If an IRS examination concludes with a finding of a tax deficiency that the taxpayer disputes, the next step is typically to engage the internal IRS Appeals process. The examination report, detailing the proposed adjustments, is accompanied by a “30-day letter,” which formally notifies the taxpayer of the proposed deficiency and the right to appeal. The taxpayer generally has 30 days from the date of this letter to request a conference with the IRS Office of Appeals.
The Office of Appeals is an independent forum within the IRS whose mission is to resolve tax controversies without litigation. Appeals Officers have the authority to consider the hazards of litigation, allowing them to settle a case based on the probability of the IRS winning in court. This flexibility often results in settlements that the original examining agent could not offer.
The specific procedure for requesting an appeal depends on the amount of the disputed tax and penalties.
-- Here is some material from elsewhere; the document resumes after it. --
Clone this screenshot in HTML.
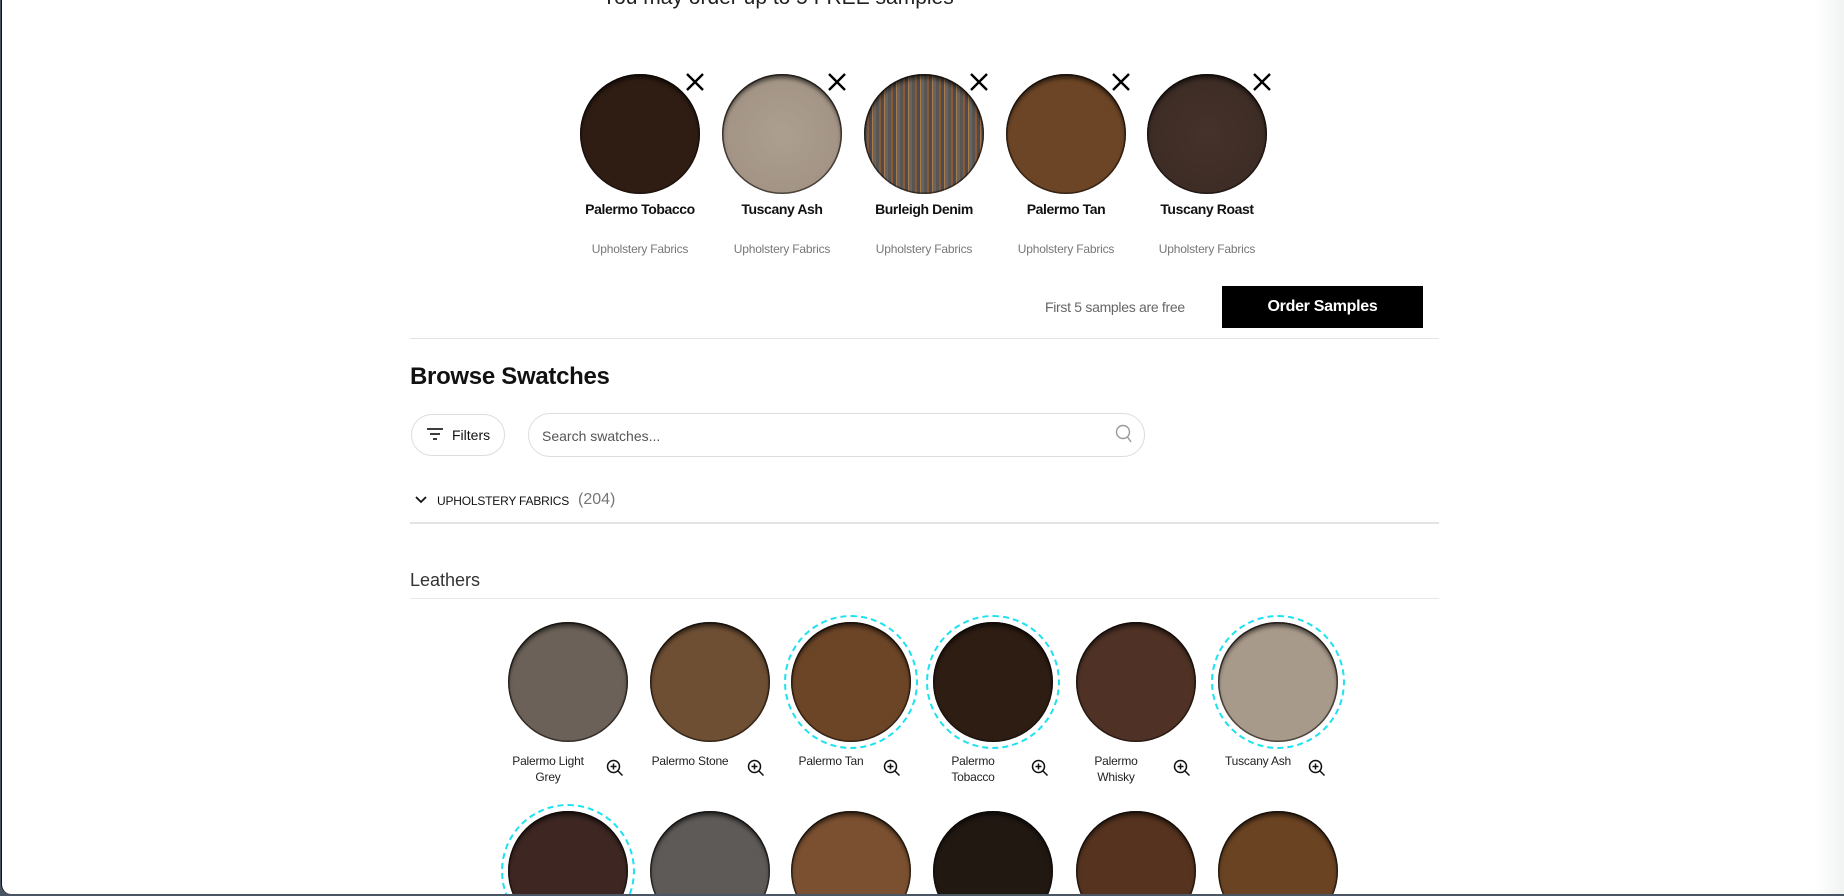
<!DOCTYPE html>
<html><head><meta charset="utf-8"><style>
*{margin:0;padding:0;box-sizing:border-box}
body{width:1844px;height:896px;overflow:hidden;background:#4a5563;font-family:"Liberation Sans",sans-serif;position:relative}
.page{position:absolute;left:1px;top:-10px;width:1843px;height:904px;background:#fff;border-left:1px solid #111;border-bottom-left-radius:10px;overflow:hidden}
.a{position:absolute}
.c{position:absolute;border-radius:50%;box-shadow:inset 0 4px 4px rgba(0,0,0,.6),inset 0 0 0 1.5px rgba(20,15,12,.6)}
.x{position:absolute;width:20px;height:20px}
.nm{position:absolute;width:150px;text-align:center;font-size:14px;color:#111;font-weight:bold;letter-spacing:-0.4px}
.sb{position:absolute;width:150px;text-align:center;font-size:12px;color:#777;letter-spacing:-0.2px}
.ring{position:absolute;width:134px;height:134px;border:2px dashed #1de2f0;border-radius:50%}
.lb{position:absolute;width:110px;text-align:center;font-size:12px;color:#222;line-height:16px;letter-spacing:-0.2px}
.zm{position:absolute;width:18px;height:18px}
</style></head><body>
<div class="page">
<div class="a" style="left:600px;top:-4px;font-size:21px;color:#222">You may order up to 5 FREE samples</div>

<div class="c" style="left:578px;top:84px;width:120px;height:120px;background:#2f1d13"></div>
<div class="c" style="left:720px;top:84px;width:120px;height:120px;background:radial-gradient(#ad9f90,#9e8f80)"></div>
<div class="c" style="left:862px;top:84px;width:120px;height:120px;background:repeating-linear-gradient(90deg,#5a5550 0 3px,#8a5a36 3px 5px,#4a4c52 5px 8px,#a77a50 8px 9px,#6a6460 9px 12px)"></div>
<div class="c" style="left:1004px;top:84px;width:120px;height:120px;background:#6c4526"></div>
<div class="c" style="left:1145px;top:84px;width:120px;height:120px;background:radial-gradient(#45322a,#3a2a23)"></div>

<svg class="x" style="left:683px;top:82px" viewBox="0 0 20 20"><path d="M2 2L18 18M18 2L2 18" stroke="#000" stroke-width="2.4"/></svg>
<svg class="x" style="left:825px;top:82px" viewBox="0 0 20 20"><path d="M2 2L18 18M18 2L2 18" stroke="#000" stroke-width="2.4"/></svg>
<svg class="x" style="left:967px;top:82px" viewBox="0 0 20 20"><path d="M2 2L18 18M18 2L2 18" stroke="#000" stroke-width="2.4"/></svg>
<svg class="x" style="left:1109px;top:82px" viewBox="0 0 20 20"><path d="M2 2L18 18M18 2L2 18" stroke="#000" stroke-width="2.4"/></svg>
<svg class="x" style="left:1250px;top:82px" viewBox="0 0 20 20"><path d="M2 2L18 18M18 2L2 18" stroke="#000" stroke-width="2.4"/></svg>

<div class="nm" style="left:563px;top:211px">Palermo Tobacco</div>
<div class="nm" style="left:705px;top:211px">Tuscany Ash</div>
<div class="nm" style="left:847px;top:211px">Burleigh Denim</div>
<div class="nm" style="left:989px;top:211px">Palermo Tan</div>
<div class="nm" style="left:1130px;top:211px">Tuscany Roast</div>
<div class="sb" style="left:563px;top:252px">Upholstery Fabrics</div>
<div class="sb" style="left:705px;top:252px">Upholstery Fabrics</div>
<div class="sb" style="left:847px;top:252px">Upholstery Fabrics</div>
<div class="sb" style="left:989px;top:252px">Upholstery Fabrics</div>
<div class="sb" style="left:1130px;top:252px">Upholstery Fabrics</div>

<div class="a" style="left:1043px;top:309px;font-size:14px;color:#666;letter-spacing:-0.3px">First 5 samples are free</div>
<div class="a" style="left:1220px;top:296px;width:201px;height:42px;background:#000;color:#fff;font-size:16px;font-weight:bold;text-align:center;line-height:42px;letter-spacing:-0.3px">Order Samples</div>
<div class="a" style="left:408px;top:348px;width:1029px;height:1px;background:#e4e4e4"></div>

<div class="a" style="left:408px;top:373px;font-size:24px;font-weight:bold;color:#111;letter-spacing:-0.3px">Browse Swatches</div>

<div class="a" style="left:409px;top:424px;width:94px;height:42px;border:1px solid #ddd;border-radius:21px"></div>
<svg class="a" style="left:424px;top:436px" width="18" height="16" viewBox="0 0 18 16"><path d="M1 3H17M4 8H14M7 13H11" stroke="#222" stroke-width="1.8"/></svg>
<div class="a" style="left:450px;top:437px;font-size:14px;color:#111">Filters</div>
<div class="a" style="left:526px;top:423px;width:617px;height:44px;border:1px solid #ddd;border-radius:22px"></div>
<div class="a" style="left:540px;top:438px;font-size:14px;color:#555">Search swatches...</div>
<svg class="a" style="left:1113px;top:434px" width="18" height="20" viewBox="0 0 18 20"><circle cx="8" cy="8" r="6.5" fill="none" stroke="#999" stroke-width="1.4"/><path d="M12.5 13L16 18" stroke="#999" stroke-width="1.4"/></svg>

<svg class="a" style="left:413px;top:505px" width="12" height="10" viewBox="0 0 12 10"><path d="M1 2L6 7L11 2" fill="none" stroke="#111" stroke-width="1.8"/></svg>
<div class="a" style="left:435px;top:504px;font-size:12px;color:#111;letter-spacing:-0.2px">UPHOLSTERY FABRICS</div>
<div class="a" style="left:576px;top:501px;font-size:16px;color:#777">(204)</div>
<div class="a" style="left:408px;top:532px;width:1029px;height:2px;background:#e4e4e4"></div>

<div class="a" style="left:408px;top:580px;font-size:18px;color:#333">Leathers</div>
<div class="a" style="left:408px;top:608px;width:1029px;height:1px;background:#e8e8e8"></div>

<div class="c" style="left:506px;top:632px;width:120px;height:120px;background:#6b6158"></div>
<div class="c" style="left:648px;top:632px;width:120px;height:120px;background:#6e4f34"></div>
<div class="c" style="left:789px;top:632px;width:120px;height:120px;background:#6c4527"></div>
<div class="c" style="left:931px;top:632px;width:120px;height:120px;background:#2e1d13"></div>
<div class="c" style="left:1074px;top:632px;width:120px;height:120px;background:#4f3225"></div>
<div class="c" style="left:1216px;top:632px;width:120px;height:120px;background:#a89a8a"></div>
<div class="ring" style="left:782px;top:625px"></div>
<div class="ring" style="left:924px;top:625px"></div>
<div class="ring" style="left:1209px;top:625px"></div>

<div class="lb" style="left:491px;top:763px">Palermo Light<br>Grey</div>
<div class="lb" style="left:633px;top:763px">Palermo Stone</div>
<div class="lb" style="left:774px;top:763px">Palermo Tan</div>
<div class="lb" style="left:916px;top:763px">Palermo<br>Tobacco</div>
<div class="lb" style="left:1059px;top:763px">Palermo<br>Whisky</div>
<div class="lb" style="left:1201px;top:763px">Tuscany Ash</div>

<svg class="zm" style="left:604px;top:769px" viewBox="0 0 18 18"><circle cx="7.5" cy="7.5" r="6" fill="none" stroke="#111" stroke-width="1.5"/><path d="M7.5 4.5V10.5M4.5 7.5H10.5M12 12L16.5 16.5" stroke="#111" stroke-width="1.5"/></svg>
<svg class="zm" style="left:745px;top:769px" viewBox="0 0 18 18"><circle cx="7.5" cy="7.5" r="6" fill="none" stroke="#111" stroke-width="1.5"/><path d="M7.5 4.5V10.5M4.5 7.5H10.5M12 12L16.5 16.5" stroke="#111" stroke-width="1.5"/></svg>
<svg class="zm" style="left:881px;top:769px" viewBox="0 0 18 18"><circle cx="7.5" cy="7.5" r="6" fill="none" stroke="#111" stroke-width="1.5"/><path d="M7.5 4.5V10.5M4.5 7.5H10.5M12 12L16.5 16.5" stroke="#111" stroke-width="1.5"/></svg>
<svg class="zm" style="left:1029px;top:769px" viewBox="0 0 18 18"><circle cx="7.5" cy="7.5" r="6" fill="none" stroke="#111" stroke-width="1.5"/><path d="M7.5 4.5V10.5M4.5 7.5H10.5M12 12L16.5 16.5" stroke="#111" stroke-width="1.5"/></svg>
<svg class="zm" style="left:1171px;top:769px" viewBox="0 0 18 18"><circle cx="7.5" cy="7.5" r="6" fill="none" stroke="#111" stroke-width="1.5"/><path d="M7.5 4.5V10.5M4.5 7.5H10.5M12 12L16.5 16.5" stroke="#111" stroke-width="1.5"/></svg>
<svg class="zm" style="left:1306px;top:769px" viewBox="0 0 18 18"><circle cx="7.5" cy="7.5" r="6" fill="none" stroke="#111" stroke-width="1.5"/><path d="M7.5 4.5V10.5M4.5 7.5H10.5M12 12L16.5 16.5" stroke="#111" stroke-width="1.5"/></svg>

<div class="c" style="left:506px;top:821px;width:120px;height:120px;background:#3e2722"></div>
<div class="c" style="left:648px;top:821px;width:120px;height:120px;background:#5d5a57"></div>
<div class="c" style="left:789px;top:821px;width:120px;height:120px;background:#7a5030"></div>
<div class="c" style="left:931px;top:821px;width:120px;height:120px;background:#211812"></div>
<div class="c" style="left:1074px;top:821px;width:120px;height:120px;background:#55331f"></div>
<div class="c" style="left:1216px;top:821px;width:120px;height:120px;background:#6a4322"></div>
<div class="ring" style="left:499px;top:814px"></div>

<div class="a" style="right:0;top:0;width:30px;height:904px;background:linear-gradient(90deg,#fff,#f7f8f8 60%,#f1f3f3)"></div>
</div>
</body></html>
If the total amount of the proposed change for any tax period is $25,000 or less, the taxpayer may submit a “small case request,” which involves a brief written statement of the disagreement.
If the proposed change exceeds the $25,000 threshold for any single tax period, the taxpayer must submit a formal written protest to the IRS.
The formal written protest is a detailed document that must include the taxpayer’s name, a statement of the facts supporting the taxpayer’s position, and the law or authority relied upon. This protest must be signed under penalties of perjury and submitted within the 30-day window specified in the letter.
If the Appeals process fails to reach a settlement, the taxpayer may then pursue litigation in the US Tax Court, the US District Court, or the US Court of Federal Claims.